Sunday, 28 July 2013

Westport and the Harecastle Tunnel

The moorings beside Westport Lake are very pleasant.  They’re also very popular.  When we moored at noon there were just four other boats but by late afternoon that had tripled. 

Being a mild sunny day I took the opportunity to check everything was well in the engine bay.  We have gone through some battery water using the automatic watering system and doing a visual inspection of the domestic bank was high on the ‘to do’ list.  The battery terminals looked to still be in good condition after petroleum jelly was smeared on them six weeks ago.  However I noticed there was a significant build-up of crystals on the aluminium buckles that tension the webbing retaining straps.  It obviously been caused by the batteries gassing hydrogen during the recharging cycles.  Access to the batteries is very restricted which is why the automatic watering system was fitted!  The crystals need to be removed before they cause any damage.  That’s when I discovered the crystals had been corroding the aluminium buckles.

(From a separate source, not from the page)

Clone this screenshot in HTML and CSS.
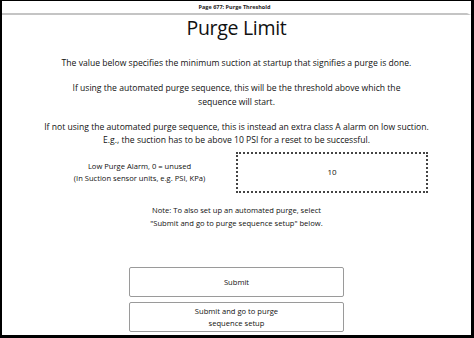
FILE: index.html
```html
<!DOCTYPE html>
<html>
<head>
<meta charset="utf-8">
<link rel="stylesheet" href="styles.css">
</head>
<body>
<div class="frame">
  <div class="topbar">Page 677: Purge Threshold</div>
  <h1 class="title">Purge Limit</h1>
  <div class="desc">
    <p>The value below specifies the minimum suction at startup that signifies a purge is done.</p>
    <p>If using the automated purge sequence, this will be the threshold above which the<br>sequence will start.</p>
    <p>If not using the automated purge sequence, this is instead an extra class A alarm on low suction.<br>E.g., the suction has to be above 10 PSI for a reset to be successful.</p>
  </div>
  <div class="field">
    <div class="label">Low Purge Alarm, 0 = unused<br>(In Suction sensor units, e.g. PSI, KPa)</div>
    <div class="input">10</div>
  </div>
  <p class="note">Note: To also set up an automated purge, select<br>"Submit and go to purge sequence setup" below.</p>
  <div class="buttons">
    <div class="btn">Submit</div>
    <div class="btn">Submit and go to purge<br>sequence setup</div>
  </div>
</div>
</body>
</html>
```
FILE: styles.css
```css
html, body {
  margin: 0;
  padding: 0;
  background: #000;
}
.frame {
  box-sizing: border-box;
  width: 474px;
  height: 338px;
  background: #000;
  padding: 1px 3px 3px 2px;
  display: flex;
  flex-direction: column;
  font-family: "Open Sans", "Noto Sans", sans-serif;
  color: #111;
  overflow: hidden;
}
.frame > * {
  background: #fff;
}
.topbar {
  height: 12px;
  line-height: 12px;
  font-size: 5.5px;
  font-weight: bold;
  text-align: center;
  border-bottom: 2px solid #c4c4c4;
  border-right: 4px solid #fff;
  color: #222;
}
.title {
  margin: 0;
  font-weight: normal;
  font-size: 19.5px;
  letter-spacing: -0.3px;
  line-height: 26px;
  padding-top: 0;
  text-align: center;
  color: #111;
}
.desc {
  padding-top: 16px;
  text-align: center;
  font-size: 8.6px;
  line-height: 13.5px;
}
.desc p {
  margin: 0 0 11.5px 0;
}
.desc p:last-child {
  margin-bottom: 0;
}
.field {
  display: flex;
  align-items: center;
  padding: 4px 43px 0 60px;
  font-size: 7.6px;
  line-height: 12px;
}
.label {
  flex: 0 0 155px;
  text-align: center;
}
.input {
  margin-left: 19px;
  flex: 1;
  height: 37px;
  border: 2px dotted #444;
  display: flex;
  align-items: center;
  justify-content: center;
  font-size: 8px;
}
.note {
  margin: 0;
  padding-top: 11px;
  text-align: center;
  font-size: 7.6px;
  line-height: 13px;
}
.buttons {
  flex: 1;
  display: flex;
  flex-direction: column;
  align-items: center;
  justify-content: flex-end;
  gap: 5px;
  padding-bottom: 3px;
}
.btn {
  box-sizing: border-box;
  width: 215px;
  height: 30px;
  border: 1px solid #9a9a9a;
  border-radius: 2px;
  display: flex;
  align-items: center;
  justify-content: center;
  text-align: center;
  font-size: 7.6px;
  line-height: 12px;
}
```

Only two of the four buckles have been affected.  There are the two buckles on top of the batteries.  The plan is to replace them with plastic buckles thereby eliminating a repeat occurrence.

In the early evening I walked around the lake and then down to the southern portal of the Harecastle Tunnel.

The walk took me under Bridge 128 where construction of the Trent & Mersey Canal commenced with Josiah Wedgwood turning the first sod.

We’ve been through the Harecastle Tunnel on three other occasions when hiring a boat.  However this is the first time I’ve had the opportunity to walk around the southern portal.

The mouth of James Brindley’s original tunnel can still be seen.  It looks very low and one of the reasons for it’s closure was apparently subsidence.

I assume water is still running out of it because there was water running out of the sluice in the entrance pool.

Thomas Telford’s tunnel is now the only one in use.

There are stone stairs immediately below the Tunnel Keeper’s white cottage.  If the flight to the left are taken it’s possible to walk around the left side of the cottage to a track behind.  This leads up the hill to a busy public road.  Nothing is signposted which makes it difficult to identify the towpath….. Actually the track the horses would have used…….

The room above the tunnel portal contains the electric motors and extractor fans which are used to remove boat engine fumes.

Telford’s original tunnel included a horse towpath which was subsequently removed.  During the first half of the 20th century electric powered tugs were used to tow a convoy of boats through the tunnel.  The extraction system was then built to allow powered boats to navigate the tunnel.  At the same time the tunnel towpath was removed to provide a greater air draft.